If a party or witness does not submit to cross-examination at the Live Hearing, the decision maker(s) may still rely on any statement of that party or witness in reaching a determination regarding responsibility. The decision maker(s) cannot draw an inference about the determination regarding responsibility based solely on a party’s or witness’s absence from the Live Hearing or refusal to answer cross-examination or other questions.
Questions and evidence about the complainant’s sexual predisposition or prior sexual behavior are not relevant, unless such questions and evidence about the complainant’s prior sexual behavior are offered to prove that someone other than the respondent committed the conduct alleged by the complainant, or if the questions and evidence concern specific incidents of the complainant’s prior sexual behavior with respect to the respondent, and are offered to prove consent.
The University intends to complete a typical grievance process within 90 days following receipt of the report.
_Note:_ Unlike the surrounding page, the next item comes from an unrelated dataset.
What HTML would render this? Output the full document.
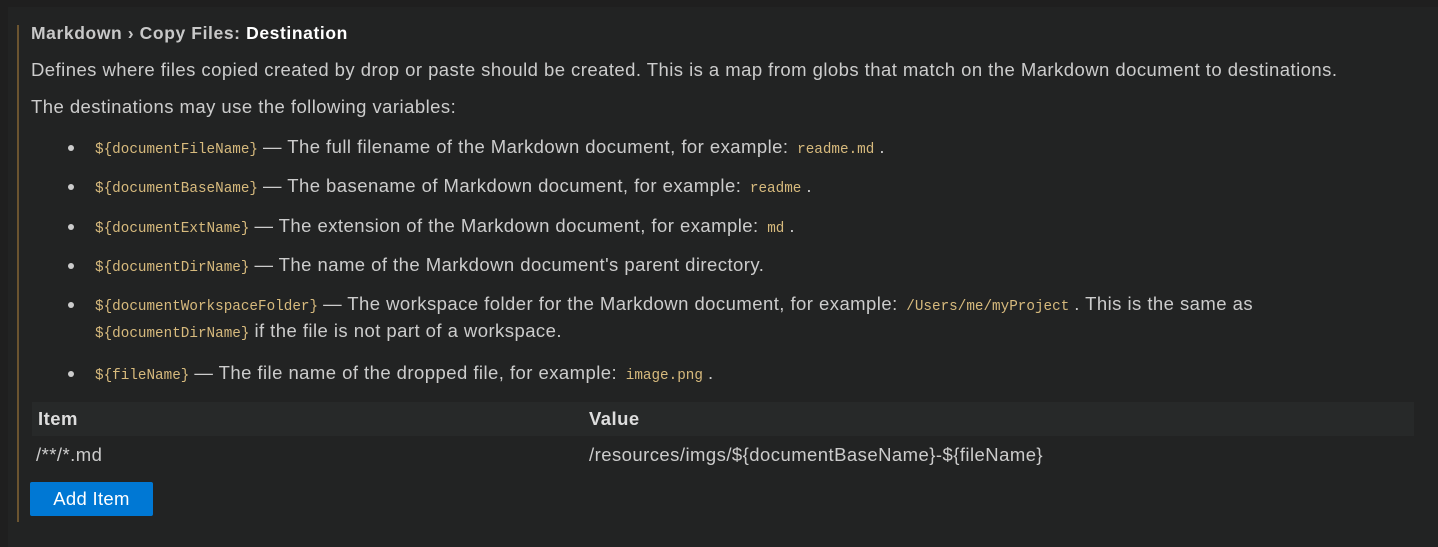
<!DOCTYPE html>
<html><head><style>
body{margin:0;width:1438px;height:547px;background:#1f1f1f;overflow:hidden;font-family:"Liberation Sans",sans-serif;color:#cccccc;}
.main{position:absolute;left:8px;top:7px;right:0;bottom:0;background:#222323;}
.bar{position:absolute;left:17px;top:25px;width:2px;height:497px;background:#6b5430;}
.t,.li{position:absolute;white-space:nowrap;font-size:18.5px;letter-spacing:0.45px;}
.t{left:31px}
.title{top:23px;font-weight:bold;color:#c8c8c8;font-size:17.5px;letter-spacing:0.6px}
.title b{color:#fff}
code{font-family:"Liberation Mono",monospace;font-size:14.3px;letter-spacing:0;color:#d7ba7d;margin:0 5px 0 3px;}
.li{left:95px}
.dot{position:absolute;left:68px;width:6px;height:6px;border-radius:50%;background:#ccc;}
.th{position:absolute;left:32px;top:402px;width:1382px;height:34px;background:#272929;}
.btn{position:absolute;left:30px;top:482px;width:123px;height:34px;background:#0078d4;border-radius:2px;color:#fff;font-size:18.5px;letter-spacing:0.3px;text-align:center;line-height:34px;}
</style></head><body>
<div class="main"></div>
<div class="bar"></div>
<div class="t title">Markdown › Copy Files: <b>Destination</b></div>
<div class="t" style="top:59px">Defines where files copied created by drop or paste should be created. This is a map from globs that match on the Markdown document to destinations.</div>
<div class="t" style="top:96px">The destinations may use the following variables:</div>
<div class="dot" style="top:145px"></div><div class="li" style="top:136px"><code style="margin-left:0">${documentFileName}</code>— The full filename of the Markdown document, for example: <code>readme.md</code>.</div>
<div class="dot" style="top:184px"></div><div class="li" style="top:175px"><code style="margin-left:0">${documentBaseName}</code>— The basename of Markdown document, for example: <code>readme</code>.</div>
<div class="dot" style="top:224px"></div><div class="li" style="top:215px"><code style="margin-left:0">${documentExtName}</code>— The extension of the Markdown document, for example: <code>md</code>.</div>
<div class="dot" style="top:263px"></div><div class="li" style="top:254px"><code style="margin-left:0">${documentDirName}</code>— The name of the Markdown document's parent directory.</div>
<div class="dot" style="top:302px"></div><div class="li" style="top:293px"><code style="margin-left:0">${documentWorkspaceFolder}</code>— The workspace folder for the Markdown document, for example: <code>/Users/me/myProject</code>. This is the same as</div>
<div class="li" style="top:320px"><code style="margin-left:0">${documentDirName}</code>if the file is not part of a workspace.</div>
<div class="dot" style="top:371px"></div><div class="li" style="top:362px"><code style="margin-left:0">${fileName}</code>— The file name of the dropped file, for example: <code>image.png</code>.</div>
<div class="th"></div>
<div class="t" style="top:408px;left:38px;font-weight:bold;color:#ddd">Item</div>
<div class="t" style="top:408px;left:589px;font-weight:bold;color:#ddd">Value</div>
<div class="t" style="top:444px;left:36px">/**/*.md</div>
<div class="t" style="top:444px;left:589px">/resources/imgs/${documentBaseName}-${fileName}</div>
<div class="btn">Add Item</div>
</body></html>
Due to the number of witnesses being interviewed and a choice of a Live Hearing, some cases may extend longer than 90 days. The Office for Civil Rights Compliance will remain in contact with both parties and provide continual time frame updates throughout the investigation.
The University recognizes that an individual who has been drinking or using drugs at the time of the incident may be hesitant to make a report because of potential consequences for his/her/their own conduct, which may violate other University policies and codes of conduct.
An individual who reports sexual harassment, either as a complainant or a third-party witness, will not be subject to disciplinary action by the University, for his/her/their own personal consumption of alcohol or drugs at or near the time of the incident, provided that any such violations did not and do not place the health or safety of any other person at risk. The University may, however, initiate an educational discussion or pursue other educational remedies regarding alcohol or other drugs. This amnesty policy applies to the University's student conduct process, as well as related policies applicable to students, faculty and staff.
While the University may waive disciplinary action under its policies related to use of alcohol and drugs as indicated above, it retains the responsibility to report any illegal use of these substances as required by law, and will act in compliance with those laws.